17.5mm rewind adaptor and tape splicing channel & punch


17.5MM SPECIFICATIONS

Now to some more details. Kermabon gives the image size (all in millimetres) for a number of different film gauges:-

35mm          18 x 24. Projector aperture 15.2 x 20.95 according to another book I have

28mm         14 x 19

17.5mm       9 x 12 (silent)

17.5mm       9 x 11.3 (sound)

16mm         7.5 x 10.4. Projector aperture 7.231 x 9.652

9.5mm        6.5 x 8.8 (silent)

Oddly, the 17.5mm silent gate mask seems to have an aperture of 13.1mm x 9.7mm. The sound mask is 11.3mm x 8.7mm. This whole area of camera, printer and projector apertures, mixed up with film shrinkage during processing and afterwards in storage seems to be an absolute minefield.

I have figured out or measured a few more dimensions for 17.5mm. Kermabon refers to the perforations as square, but some at least seem to be slightly rectangular, at 1.6mm wide by 1.5 mm high. The frame height may be 9mm but the overall sprocket pitch including the frame line is 9.5mm, which is as you would expect twice the pitch of a 35mm sprocket hole (think about it). I make the gap between the perforations and the edge of the film a mere 1.2mm. I have also tried measuring the sound track and its position but this seems widely variable. I have French film with tracks from 2 to 2.5mm wide, with the picture 3.1 to 3.6mm from the edge of the film. A British one shows 2.8mm of track in a margin 4mm wide from edge to picture.

I haven’t reached a conclusion on sound separation yet. 35mm is 20 frames , 15 inches; 16mm is 26 frames, 7.8 inches; 17.5mm may even vary between France and UK.
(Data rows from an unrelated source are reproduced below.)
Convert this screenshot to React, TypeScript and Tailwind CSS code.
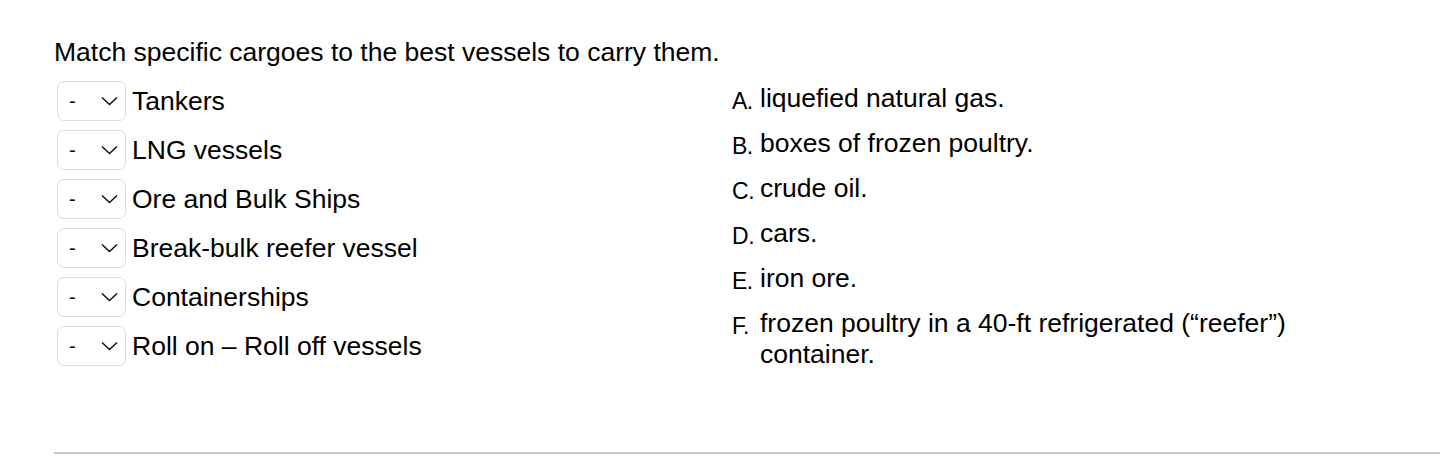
const VESSELS = [
  "Tankers",
  "LNG vessels",
  "Ore and Bulk Ships",
  "Break-bulk reefer vessel",
  "Containerships",
  "Roll on – Roll off vessels",
];

const CARGOES = [
  { key: "A", text: "liquefied natural gas." },
  { key: "B", text: "boxes of frozen poultry." },
  { key: "C", text: "crude oil." },
  { key: "D", text: "cars." },
  { key: "E", text: "iron ore." },
  { key: "F", text: "frozen poultry in a 40-ft refrigerated (“reefer”) container." },
];

function MatchSelect() {
  return (
    <div className="relative h-[40px] w-[69px] shrink-0">
      <select
        defaultValue="-"
        className="h-full w-full appearance-none rounded-[7px] border border-[#dcdcdc] bg-white pl-[11px] text-[20px] text-black outline-none"
      >
        <option value="-">-</option>
        {CARGOES.map((c) => (
          <option key={c.key} value={c.key}>
            {c.key}
          </option>
        ))}
      </select>
      <svg
        className="pointer-events-none absolute right-[8px] top-[15px]"
        width="17"
        height="10"
        viewBox="0 0 17 10"
        fill="none"
      >
        <path d="M1 1.5 8.5 8.5 16 1.5" stroke="#111" strokeWidth="1.5" />
      </svg>
    </div>
  );
}

export default function App() {
  return (
    <div className="min-h-screen bg-white font-['Liberation_Sans',Arial,sans-serif] text-black">
      <div className="pl-[54px] pt-[37px]">
        <p className="text-[26.5px] leading-[30px]">Match specific cargoes to the best vessels to carry them.</p>

        <div className="mt-[14px] flex">
          <div className="ml-[3px] flex w-[675px] flex-col gap-[9px]">
            {VESSELS.map((v) => (
              <div key={v} className="flex items-center gap-[6px]">
                <MatchSelect />
                <span className="text-[26.5px] leading-[31px]">{v}</span>
              </div>
            ))}
          </div>

          <div className="mt-[2px] flex flex-col gap-[13px]">
            {CARGOES.map((c) => (
              <div key={c.key} className="flex items-baseline">
                <span className="relative top-[2px] w-[28px] shrink-0 text-[23px] leading-[31px] tracking-[-0.5px]">
                  {c.key}.
                </span>
                <span className="w-[560px] text-[26.5px] leading-[31px]">{c.text}</span>
              </div>
            ))}
          </div>
        </div>
      </div>

      <div className="ml-[54px] mt-[82px] h-[2px] bg-[#cccccc]" />
    </div>
  );
}
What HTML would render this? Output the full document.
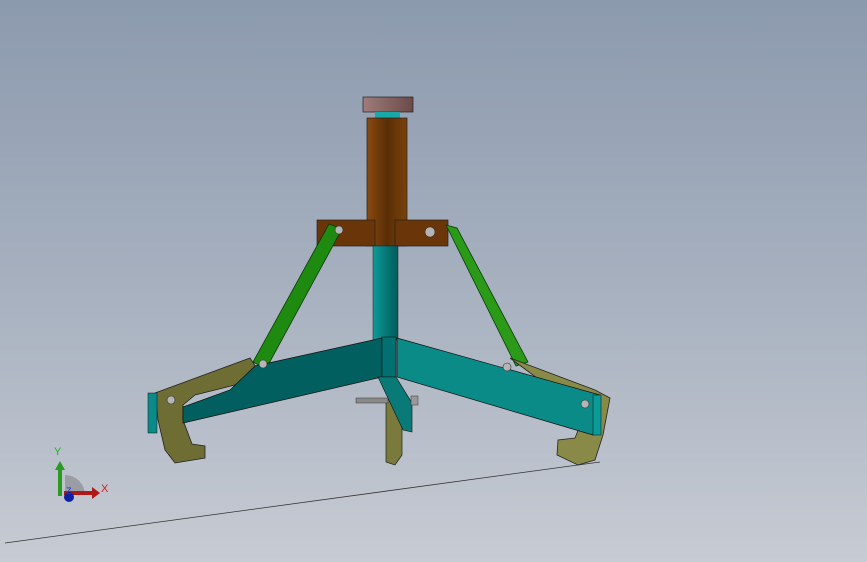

Grahame Newnham reckons 24 frames, at least for some French films. (and 19 frames for UK films - gln)

John Cunningham kindly gave me (Imperial) dimensions for 17.5mm sprockets of varying sizes as follows:-

8 tooth   Drum 0.940”-0.945”   Overall 1.016”

12 tooth  Drum 1.414”     Overall 1.49”

16 tooth  Drum 1.8945”    Overall 1.97”

He also gave pitch as 0.372”, which I believe corresponds in metric to 9.5mm (see above).

This is all probably a lot more than you ever wanted to know about 17.5mm projection, but I have had a great deal of fun with it.